The MoU is the fight, not the pretext
The document Iran keeps invoking is worth reading carefully. Its first clause commits both sides to "the immediate and permanent termination of military operations on all fronts," and Point 5 obliges Iran to arrange safe passage through the Strait of Hormuz — with no fee — for 60 days, per the BBC's verbatim text. Iran's Foreign Ministry now accuses Washington of breaching Articles 1 and 5,
Mehr News reported.
The interpretive fight sits on one word. Iran reads Point 5 to mean it has sole authority to determine "arrangements" for safe passage. That is why Tehran attacked three tankers on July 7 for using what Foreign Ministry spokesman Esmaeil Baghaei called an "unauthorised route." Washington reads the same clause to require unimpeded transit for any commercial vessel, full stop. This is the whole war in miniature: whoever controls the Strait controls global oil pricing during a summer when, UN News reported, some 6,000 seafarers remain stranded and strategic oil reserves are at their lowest levels in decades.

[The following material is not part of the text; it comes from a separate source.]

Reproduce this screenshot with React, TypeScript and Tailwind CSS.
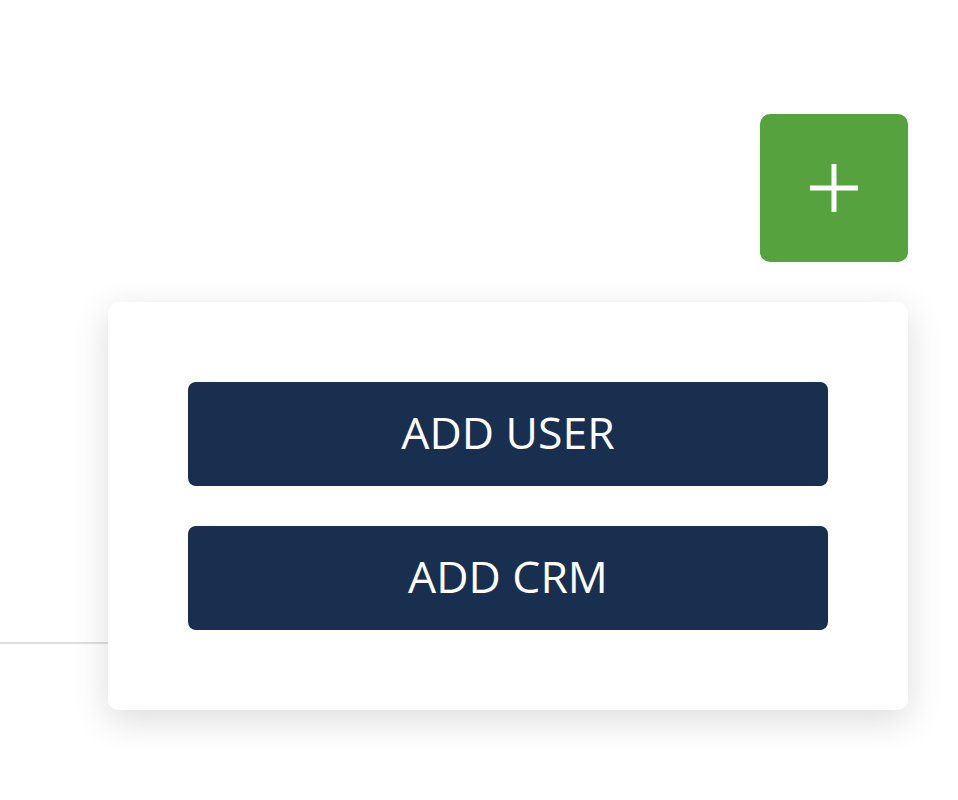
export default function App() {
  return (
    <div className="relative h-[800px] w-[958px] overflow-hidden bg-white" style={{ fontFamily: '"Open Sans", "Liberation Sans", sans-serif' }}>
      <div className="relative h-[644px]">
        <div className="flex justify-end pr-[50px] pt-[114px]">
          <button className="flex h-[148px] w-[148px] items-center justify-center rounded-[10px] bg-[#55a23e]">
            <svg width="48" height="48" viewBox="0 0 48 48" fill="none">
              <path d="M24 0V48M0 24H48" stroke="white" strokeWidth="5" />
            </svg>
          </button>
        </div>
        <div className="absolute bottom-0 left-0 h-[2px] w-[400px] bg-[#dedede]" />
      </div>
      <div className="absolute right-[50px] top-[302px] flex w-[800px] flex-col gap-[40px] rounded-[10px] bg-white p-[80px] shadow-[0_10px_36px_rgba(0,0,0,0.14)]">
        <button className="flex h-[104px] items-center justify-center rounded-[8px] bg-[#182f4f] pb-[4px] text-[44.5px] leading-none text-white">
          ADD USER
        </button>
        <button className="flex h-[104px] items-center justify-center rounded-[8px] bg-[#182f4f] pb-[4px] text-[44.5px] leading-none text-white">
          ADD CRM
        </button>
      </div>
    </div>
  );
}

The Council itself is aware of the vacuum. At a June 9 meeting, Liberia's envoy warned the P5 that "the impasse over the 1737 Committee is the organ's most immediate institutional challenge," creating an oversight gap precisely when it matters most, UN meetings coverage recorded. Nothing came of it.
The unexpected beneficiary: Beijing and Moscow
China and Russia are the quiet winners of Iravani's letter. They do not have to spend political capital vetoing anything — the veto math protects Iran on its own. Meanwhile, every Iranian filing further degrades Council legitimacy in the Global South, which is exactly the argument China's UN mission has been making since the February 28 opening strikes. When Foreign Minister Wang Yi told his Israeli counterpart on March 3 that Beijing "opposes any military strikes launched by Israel and the US against Iran," Al Jazeera reported, he was framing a longer game about UN Charter enforcement — one Iran's letters are now doing his work for him.
Russian Foreign Minister Sergey Lavrov extended the argument, warning that Israel and the United States could produce "the very outcome they claimed they wanted to prevent" — a nuclear-armed Iran — because "the US doesn't attack those who have nuclear bombs." That single sentence, delivered on March 3, has become the analytic frame Moscow uses in every subsequent Council session.
The costs of the Council's dysfunction are also concrete. UNECE energy director Dario Liguti told UN News that price volatility and supply disruption will continue "even if the situation normalizes rapidly," with fertilizer costs already hammering African import bills.
The forecast
Three concrete catalysts sit in the next six weeks:
- July 10–15: An emergency Security Council session is virtually certain once Iran's letter is formally circulated as an S/2026 document; expect a US–UK–France bloc pushing a Gulf-tilted text and a Russia–China counter-draft that will likely die 4–2–9, mirroring the April 7 outcome.
- August 4 (approximate): Iran and the US are due to resume technical talks after the mourning period for Ayatollah Khamenei ends; the venue is expected to be Bürgenstock, Switzerland, per Swiss foreign-ministry confirmation cited by
Al Jazeera.
- August 21: The MoU's 60-day negotiating window expires. Point 3 allows extension only "with mutual consent" — if Trump refuses, the last legal architecture holding the ceasefire together dissolves.
Diplomat View
Iran is not trying to win at Turtle Bay. It is trying to time-shift the fight. Every letter Iravani files is a brick in a legal wall designed to make three things harder later: a US-drafted snapback of nuclear sanctions, a Gulf-led resolution condemning Iranian attacks on shipping, and a future Israeli or American case at the ICJ over Iran's nuclear programme. The bet is that if Tehran can survive to August 21 with the "aggrieved party" narrative intact, it enters final-status talks holding the Strait — the only card that has ever moved Washington.
The forecast that follows: expect no Council resolution against the United States, expect the MoU to be neither formally cancelled nor honoured, and expect the negotiating window to be quietly extended in late August under Pakistani and Qatari cover — because neither Trump nor Pezeshkian can afford full war during a US midterm cycle and an Iranian post-Khamenei succession. What would falsify this call: a US strike on Kharg Island (Trump's stated threat), an Iranian move to formally exit the NPT, or a Chinese decision to escort tankers militarily through Hormuz. Any one of those turns a legal proxy war into a real one — and Iravani's letters stop being paper and start being evidence.
The Bottom Line
The bottom line: Iran's July 9 appeal to the Security Council is a legal hedge, not a diplomatic gambit — Tehran is stockpiling the paperwork it will need to preserve control of the Strait of Hormuz through the August 21 MoU deadline. The winners are Russia and China, who get an eroded Council for free. The loser is the Council itself, now watching a signed, presidentially-endorsed ceasefire being enforced by missile strikes rather than by the resolution that Point 14 promised.